RIZA MAKAMININ HABERCİSİ

Kıymeti bilinir ve iyi değerlendirilirse, acılar kendi kudretimize tapmaktan alıkoyan yegâne kurtarıcılar olabilir. Çünkü her acı ne kadar zavallı olduğumuzu yeniden haykırır. Kaçımız bu haykırışı gerçekten duyarız bilinmez. Ne kadar derin olursa olsun acılar ruhumuzda iz bırakır ve sonunda geçip giderler. Geçen zaman acıların en büyük ilacıdır.

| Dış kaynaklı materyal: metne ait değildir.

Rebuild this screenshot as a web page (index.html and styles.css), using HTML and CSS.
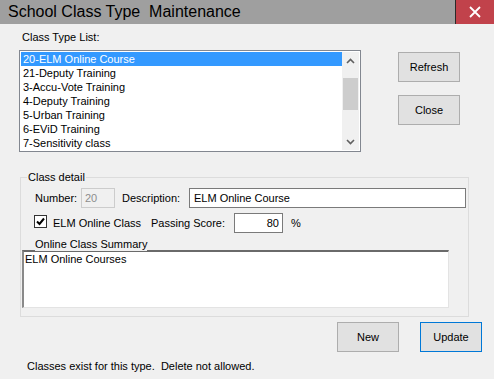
FILE: index.html
```html
<!DOCTYPE html>
<html lang="en">
<head>
    <meta charset="UTF-8">
    <meta name="viewport" content="width=device-width, initial-scale=1.0">
    <title>School Class Type Maintenance</title>
    <link rel="stylesheet" href="styles.css">
</head>
<body>

<div class="window">
    <!-- Title bar -->
    <div class="titlebar">
        <span class="title">School Class Type&nbsp; Maintenance</span>
        <span class="close-box">
            <svg width="14" height="14" viewBox="0 0 14 14">
                <path d="M2 2 L12 12 M12 2 L2 12" stroke="#fff" stroke-width="1.8" fill="none"/>
            </svg>
        </span>
    </div>

    <div class="client">
        <div class="top-row">
            <div class="list-col">
                <div class="caption">Class Type List:</div>
                <div class="listbox">
                    <ul class="items">
                        <li class="selected">20-ELM Online Course</li>
                        <li>21-Deputy Training</li>
                        <li>3-Accu-Vote Training</li>
                        <li>4-Deputy Training</li>
                        <li>5-Urban Training</li>
                        <li>6-EViD Training</li>
                        <li>7-Sensitivity class</li>
                    </ul>
                    <div class="vscroll">
                        <div class="arrow">
                            <svg width="9" height="6" viewBox="0 0 9 6"><path d="M1 5 L4.5 1.5 L8 5" stroke="#606060" stroke-width="1.6" fill="none"/></svg>
                        </div>
                        <div class="track"><div class="thumb"></div></div>
                        <div class="arrow">
                            <svg width="9" height="6" viewBox="0 0 9 6"><path d="M1 1 L4.5 4.5 L8 1" stroke="#606060" stroke-width="1.6" fill="none"/></svg>
                        </div>
                    </div>
                </div>
            </div>
            <div class="side-buttons">
                <button class="btn">Refresh</button>
                <button class="btn">Close</button>
            </div>
        </div>

        <fieldset class="group">
            <legend>Class detail</legend>
            <div class="row">
                <span class="lbl lbl-number">Number:</span>
                <input class="txt txt-number" type="text" value="20" disabled>
                <span class="lbl lbl-desc">Description:</span>
                <input class="txt txt-desc" type="text" value="ELM Online Course">
            </div>
            <div class="row row-second">
                <span class="check">
                    <svg width="11" height="11" viewBox="0 0 11 11"><path d="M2 5.5 L4.5 8 L9 2.5" stroke="#000" stroke-width="2" fill="none"/></svg>
                </span>
                <span class="lbl lbl-check">ELM Online Class</span>
                <span class="lbl lbl-score">Passing Score:</span>
                <input class="txt txt-score" type="text" value="80">
                <span class="lbl lbl-pct">%</span>
            </div>
            <div class="summary-label">Online Class Summary</div>
            <div class="summary">ELM Online Courses</div>
        </fieldset>

        <div class="bottom-buttons">
            <button class="btn btn-new">New</button>
            <button class="btn btn-update">Update</button>
        </div>

        <div class="status">Classes exist for this type.&nbsp; Delete not allowed.</div>
    </div>
</div>

</body>
</html>
```

FILE: styles.css
```css
/* Whole dialog */
body {
    margin: 0;
    background-color: #f0f0f0;
    font-family: "Liberation Sans", Arial, sans-serif;
    font-size: 11px;
    color: #000;
}
.window {
    width: 494px;
    height: 379px;
    overflow: hidden;
    background-color: #f0f0f0;
}

/* Title bar */
.titlebar {
    display: flex;
    height: 24px;
    background-color: #9f9f9f;
}
.title {
    flex: 1;
    padding-left: 8px;
    font-size: 16px;
    line-height: 23px;
    white-space: nowrap;
}
.close-box {
    display: flex;
    align-items: center;
    justify-content: center;
    width: 38px;
    border-left: 1px solid #2a2a2a;
    background-color: #c1424b;
}

.client {
    padding: 7px 0 0 20px;
}

/* List and side buttons */
.top-row {
    display: flex;
}
.list-col {
    width: 341px;
}
.caption {
    line-height: 13px;
    margin-left: 2px;
}
.listbox {
    display: flex;
    width: 342px;
    height: 102px;
    margin: 6px 0 0 -1px;
    padding: 1px;
    box-sizing: border-box;
    border: 1px solid #828790;
    background-color: white;
}
.items {
    list-style: none;
    margin: 0;
    padding: 0;
    width: 321px;
}
.items li {
    height: 14px;
    line-height: 14px;
    padding-left: 2px;
    white-space: nowrap;
}
.items li.selected {
    background-color: #3399ff;
    color: white;
}
.vscroll {
    display: flex;
    flex-direction: column;
    width: 17px;
    background-color: #f0f0f0;
}
.arrow {
    display: flex;
    align-items: center;
    justify-content: center;
    height: 17px;
}
.track {
    flex: 1;
    padding: 9px 1px 0 1px;
}
.thumb {
    height: 32px;
    background-color: #cdcdcd;
}

.side-buttons {
    display: flex;
    flex-direction: column;
    gap: 13px;
    margin: 21px 0 0 37px;
}
.btn {
    width: 62px;
    height: 30px;
    padding: 0;
    border: 1px solid #adadad;
    background-color: #e1e1e1;
    font-family: inherit;
    font-size: 11px;
    color: #000;
}
.btn-update {
    border-color: #0078d7;
}

/* Class detail group */
.group {
    width: 449px;
    box-sizing: border-box;
    margin: 18px 0 0 0;
    padding: 4px 0 8px 14px;
    border: 1px solid #dcdcdc;
}
.group legend {
    padding: 0 1px;
    margin-left: -8px;
    line-height: 14px;
}
.row {
    display: flex;
    align-items: center;
    height: 20px;
}
.row-second {
    margin-top: 5px;
}
.lbl {
    line-height: 13px;
    white-space: nowrap;
}
.lbl-number { width: 46px; }
.lbl-desc { width: 67px; margin-left: 7px; }
.lbl-check { width: 98px; margin-left: 6px; }
.lbl-score { width: 83px; }
.lbl-pct { margin-left: 8px; }

.txt {
    height: 20px;
    box-sizing: border-box;
    margin: 0;
    padding: 0 3px;
    border: 1px solid #7a7a7a;
    background-color: white;
    font-family: inherit;
    font-size: 11px;
    color: #000;
    outline: none;
}
.txt-number {
    width: 34px;
    border-color: #cccccc;
    background-color: #f0f0f0;
    color: #8d8d8d;
}
.txt-desc { width: 277px; padding-left: 4px; }
.txt-score { width: 49px; text-align: right; }

.check {
    display: flex;
    align-items: center;
    justify-content: center;
    width: 13px;
    height: 13px;
    box-sizing: border-box;
    margin: -3px 0 0 -1px;
    border: 1px solid #333;
    background-color: white;
}

.summary-label {
    position: relative;
    width: 112px;
    margin: 5px 0 -1px 0;
    line-height: 13px;
    white-space: nowrap;
    background-color: #f0f0f0;
}
.summary {
    width: 427px;
    height: 58px;
    box-sizing: border-box;
    margin-left: -13px;
    padding: 1px 0 0 1px;
    border-top: 2px solid #6a6a6a;
    border-left: 2px solid #8a8a8a;
    border-right: 1px solid #e3e3e3;
    border-bottom: 1px solid #e3e3e3;
    background-color: white;
    line-height: 13px;
}

/* Bottom */
.bottom-buttons {
    display: flex;
    gap: 21px;
    margin: 5px 0 0 317px;
}
.status {
    margin: 8px 0 0 7px;
    line-height: 13px;
}
```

Acılar, dünya sahnesindeki rolümüzü kısa süreliğine de olsa durdurur. Ve içinde bulunduğumuz oyunu, sahnedeki rolümüzü, sahne ışıklarını, seyircileri düşündürür. Daha da önemlisi; acı, hayat oyunumuzu yazan ve yönetenle daralan iletişimimizi yeniden kurmaya vesile olabilir. Âlemdeki ahengin arkasındaki güçle yeniden buluşma fırsatı verebilir. Ve her acı, samimiyetimizi test eder yeniden.

Gönül ister ki acı olmadan da kendi gerçeğimize ait samimiyetimizi koruyalım ve ötelerin ötesini ihmal etmeyelim. Çünkü insanı ve medeniyetleri pişiren önemli bir özdür samimiyet. Zira Hazreti İbrahim’i ateşten koruyan da ateşin yakıcı etkisini yok eden de samimiyettir. Dünyanın ötesiyle kurulan samimi bağlar bütün acıları hafifletir.

Acıları rıza makamının haberci tohumu olarak gönlümüze yeniden ekebiliriz, ekmeliyiz. Her acının; kendi gerçeğimize yükselmenin, hakikatimizle yüzleşmenin yeni bir durağı olduğunu unutmayalım. Acımızı yaşayalım ama yaşarken içinde kaybolmayalım. Ve acıyı, her an değişen ve dönüşen âlemde yeni bir dönüşümün aracı olarak değerlendirelim.